- TASK TO CARRY OUT -
Print, word for word, the opening line of the data below and every line after it through the line that contains "import React from", but not the pictures.

Stored dataset items:
◇ ◇ ◇
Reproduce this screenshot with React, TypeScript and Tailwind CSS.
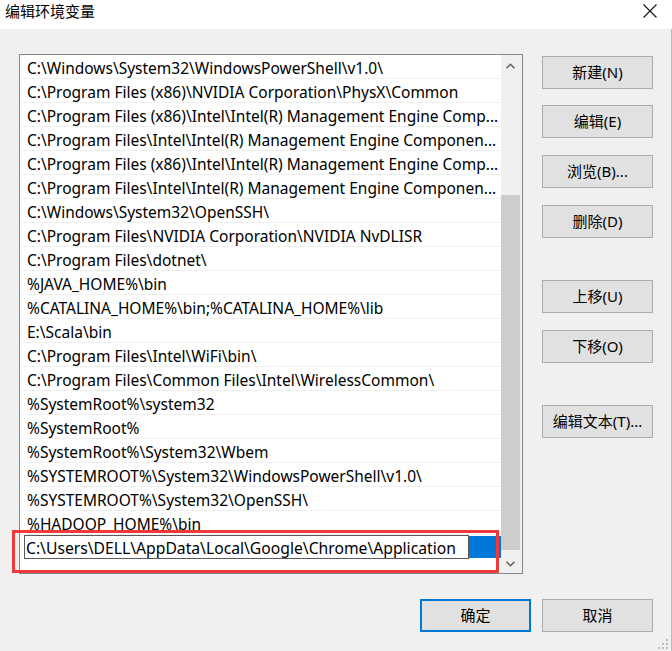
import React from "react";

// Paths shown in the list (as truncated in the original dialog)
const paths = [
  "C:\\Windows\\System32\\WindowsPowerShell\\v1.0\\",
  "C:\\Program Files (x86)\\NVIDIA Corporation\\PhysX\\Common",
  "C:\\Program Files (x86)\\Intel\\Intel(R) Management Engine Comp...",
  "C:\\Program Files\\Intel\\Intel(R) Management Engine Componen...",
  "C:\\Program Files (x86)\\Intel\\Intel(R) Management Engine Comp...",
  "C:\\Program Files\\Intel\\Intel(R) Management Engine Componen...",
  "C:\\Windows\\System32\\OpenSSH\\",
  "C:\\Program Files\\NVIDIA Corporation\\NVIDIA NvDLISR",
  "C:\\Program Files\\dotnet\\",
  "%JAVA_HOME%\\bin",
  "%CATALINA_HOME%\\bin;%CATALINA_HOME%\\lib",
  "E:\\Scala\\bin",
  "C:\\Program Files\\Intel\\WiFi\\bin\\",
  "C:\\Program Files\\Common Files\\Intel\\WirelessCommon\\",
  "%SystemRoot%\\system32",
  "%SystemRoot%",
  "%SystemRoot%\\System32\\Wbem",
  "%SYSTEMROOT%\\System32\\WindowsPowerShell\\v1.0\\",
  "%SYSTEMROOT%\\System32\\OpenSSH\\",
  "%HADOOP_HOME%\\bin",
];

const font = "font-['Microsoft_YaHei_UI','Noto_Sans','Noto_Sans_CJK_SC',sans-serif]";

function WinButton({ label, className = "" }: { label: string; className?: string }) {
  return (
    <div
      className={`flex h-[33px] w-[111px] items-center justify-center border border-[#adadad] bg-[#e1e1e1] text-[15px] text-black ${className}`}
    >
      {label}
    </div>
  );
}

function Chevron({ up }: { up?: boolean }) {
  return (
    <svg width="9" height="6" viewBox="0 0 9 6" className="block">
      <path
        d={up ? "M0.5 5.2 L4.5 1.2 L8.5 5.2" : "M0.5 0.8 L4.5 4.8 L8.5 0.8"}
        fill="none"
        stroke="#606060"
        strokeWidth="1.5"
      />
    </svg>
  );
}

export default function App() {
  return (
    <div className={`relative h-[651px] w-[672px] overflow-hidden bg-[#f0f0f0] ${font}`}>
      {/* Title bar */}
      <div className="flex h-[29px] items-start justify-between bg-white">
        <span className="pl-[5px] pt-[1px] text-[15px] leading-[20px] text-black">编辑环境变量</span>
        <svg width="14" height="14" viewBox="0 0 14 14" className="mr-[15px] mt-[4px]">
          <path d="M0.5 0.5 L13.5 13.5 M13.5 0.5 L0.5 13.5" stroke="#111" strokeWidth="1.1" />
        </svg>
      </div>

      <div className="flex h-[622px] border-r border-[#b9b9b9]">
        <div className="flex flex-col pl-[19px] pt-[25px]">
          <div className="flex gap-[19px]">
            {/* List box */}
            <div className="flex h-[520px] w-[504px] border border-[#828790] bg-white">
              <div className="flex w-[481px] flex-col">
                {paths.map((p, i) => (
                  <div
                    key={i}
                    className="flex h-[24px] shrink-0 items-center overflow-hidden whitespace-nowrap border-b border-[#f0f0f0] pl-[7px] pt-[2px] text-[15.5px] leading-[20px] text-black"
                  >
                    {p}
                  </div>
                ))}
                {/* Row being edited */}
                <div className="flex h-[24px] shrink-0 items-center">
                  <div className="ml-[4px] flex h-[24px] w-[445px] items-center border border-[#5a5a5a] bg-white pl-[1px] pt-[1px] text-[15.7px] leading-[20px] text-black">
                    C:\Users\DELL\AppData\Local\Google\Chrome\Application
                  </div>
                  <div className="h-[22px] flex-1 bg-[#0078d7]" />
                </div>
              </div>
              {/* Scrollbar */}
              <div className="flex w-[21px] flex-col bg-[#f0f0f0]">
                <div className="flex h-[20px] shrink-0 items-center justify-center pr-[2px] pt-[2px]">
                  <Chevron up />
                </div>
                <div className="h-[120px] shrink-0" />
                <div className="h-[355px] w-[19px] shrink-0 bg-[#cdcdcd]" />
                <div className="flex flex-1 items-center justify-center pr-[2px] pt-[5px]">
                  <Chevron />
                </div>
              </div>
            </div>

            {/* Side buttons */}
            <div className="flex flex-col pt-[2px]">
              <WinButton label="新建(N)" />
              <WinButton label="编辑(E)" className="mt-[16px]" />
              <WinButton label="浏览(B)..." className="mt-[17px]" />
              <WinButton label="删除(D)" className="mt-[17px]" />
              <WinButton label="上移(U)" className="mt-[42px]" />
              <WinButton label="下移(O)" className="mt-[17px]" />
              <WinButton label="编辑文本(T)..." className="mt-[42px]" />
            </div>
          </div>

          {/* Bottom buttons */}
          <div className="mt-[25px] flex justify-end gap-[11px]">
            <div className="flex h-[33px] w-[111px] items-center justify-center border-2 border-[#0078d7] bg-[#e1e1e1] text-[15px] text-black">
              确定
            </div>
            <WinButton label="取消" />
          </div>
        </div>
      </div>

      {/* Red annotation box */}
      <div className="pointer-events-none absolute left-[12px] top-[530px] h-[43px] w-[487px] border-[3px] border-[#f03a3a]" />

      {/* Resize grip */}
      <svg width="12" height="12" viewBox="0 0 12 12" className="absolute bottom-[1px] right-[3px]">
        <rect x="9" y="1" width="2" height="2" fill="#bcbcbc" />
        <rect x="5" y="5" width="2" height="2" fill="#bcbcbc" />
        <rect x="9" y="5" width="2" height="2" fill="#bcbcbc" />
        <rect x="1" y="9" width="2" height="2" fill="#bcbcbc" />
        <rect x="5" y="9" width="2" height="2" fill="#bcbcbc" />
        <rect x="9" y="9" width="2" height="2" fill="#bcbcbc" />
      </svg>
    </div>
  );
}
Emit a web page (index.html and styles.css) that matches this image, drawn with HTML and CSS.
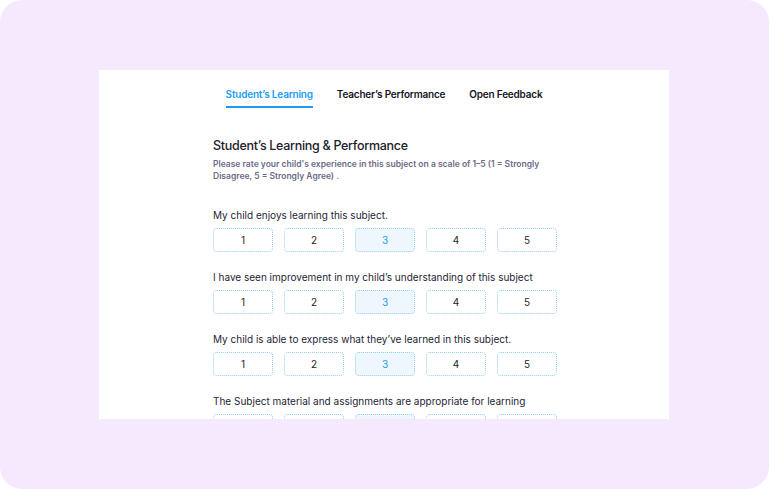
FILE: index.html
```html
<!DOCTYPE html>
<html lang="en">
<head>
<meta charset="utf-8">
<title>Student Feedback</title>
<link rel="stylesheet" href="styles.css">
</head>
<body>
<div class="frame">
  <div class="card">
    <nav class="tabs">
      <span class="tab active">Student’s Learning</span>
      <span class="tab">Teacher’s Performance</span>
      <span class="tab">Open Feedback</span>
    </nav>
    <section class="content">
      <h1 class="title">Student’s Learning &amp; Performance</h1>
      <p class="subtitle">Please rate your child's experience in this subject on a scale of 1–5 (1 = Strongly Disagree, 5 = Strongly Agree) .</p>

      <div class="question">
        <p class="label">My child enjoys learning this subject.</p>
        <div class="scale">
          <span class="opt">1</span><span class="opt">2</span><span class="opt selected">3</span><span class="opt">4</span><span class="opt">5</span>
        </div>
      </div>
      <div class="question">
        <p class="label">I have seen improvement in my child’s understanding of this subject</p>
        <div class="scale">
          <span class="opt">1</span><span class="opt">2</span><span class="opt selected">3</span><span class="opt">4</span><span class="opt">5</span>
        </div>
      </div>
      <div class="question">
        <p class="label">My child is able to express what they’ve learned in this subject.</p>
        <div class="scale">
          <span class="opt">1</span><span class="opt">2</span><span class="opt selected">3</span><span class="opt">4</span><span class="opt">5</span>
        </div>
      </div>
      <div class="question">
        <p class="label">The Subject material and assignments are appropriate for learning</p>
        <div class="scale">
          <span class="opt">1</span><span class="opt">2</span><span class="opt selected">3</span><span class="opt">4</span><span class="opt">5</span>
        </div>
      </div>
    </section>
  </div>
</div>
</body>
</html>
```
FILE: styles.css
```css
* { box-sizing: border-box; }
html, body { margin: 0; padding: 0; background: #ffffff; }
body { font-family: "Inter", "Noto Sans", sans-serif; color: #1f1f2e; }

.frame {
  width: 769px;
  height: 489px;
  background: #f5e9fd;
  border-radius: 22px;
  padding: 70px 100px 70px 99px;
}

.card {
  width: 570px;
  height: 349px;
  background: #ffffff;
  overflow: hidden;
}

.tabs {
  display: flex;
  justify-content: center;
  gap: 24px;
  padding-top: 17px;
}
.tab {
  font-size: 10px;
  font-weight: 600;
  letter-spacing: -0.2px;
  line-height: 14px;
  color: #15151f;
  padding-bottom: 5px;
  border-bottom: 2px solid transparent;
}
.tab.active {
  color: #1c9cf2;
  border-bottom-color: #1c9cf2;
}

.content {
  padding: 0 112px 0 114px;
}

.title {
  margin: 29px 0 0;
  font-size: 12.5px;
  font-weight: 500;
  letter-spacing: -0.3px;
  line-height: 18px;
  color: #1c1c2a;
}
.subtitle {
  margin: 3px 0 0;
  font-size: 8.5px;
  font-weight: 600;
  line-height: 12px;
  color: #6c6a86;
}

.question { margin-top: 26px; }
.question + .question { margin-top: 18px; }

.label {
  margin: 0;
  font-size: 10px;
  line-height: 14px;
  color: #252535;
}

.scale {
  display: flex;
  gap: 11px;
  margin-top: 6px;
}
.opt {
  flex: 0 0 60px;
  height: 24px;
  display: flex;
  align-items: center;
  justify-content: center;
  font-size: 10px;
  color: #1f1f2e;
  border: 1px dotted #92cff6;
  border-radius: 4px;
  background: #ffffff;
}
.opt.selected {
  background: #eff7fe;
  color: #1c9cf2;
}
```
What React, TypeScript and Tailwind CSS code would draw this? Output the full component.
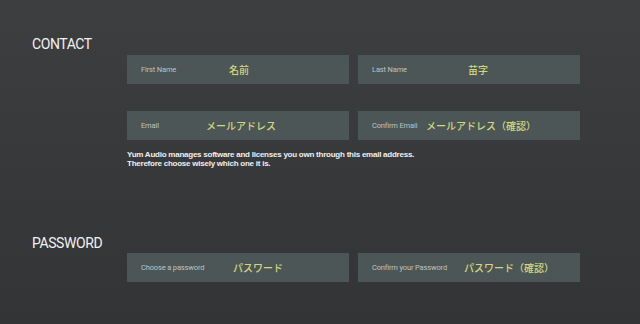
◇ ◇ ◇
- ANSWER TO THIS TASK -
Reproduce this screenshot with React, TypeScript and Tailwind CSS.
import React from "react";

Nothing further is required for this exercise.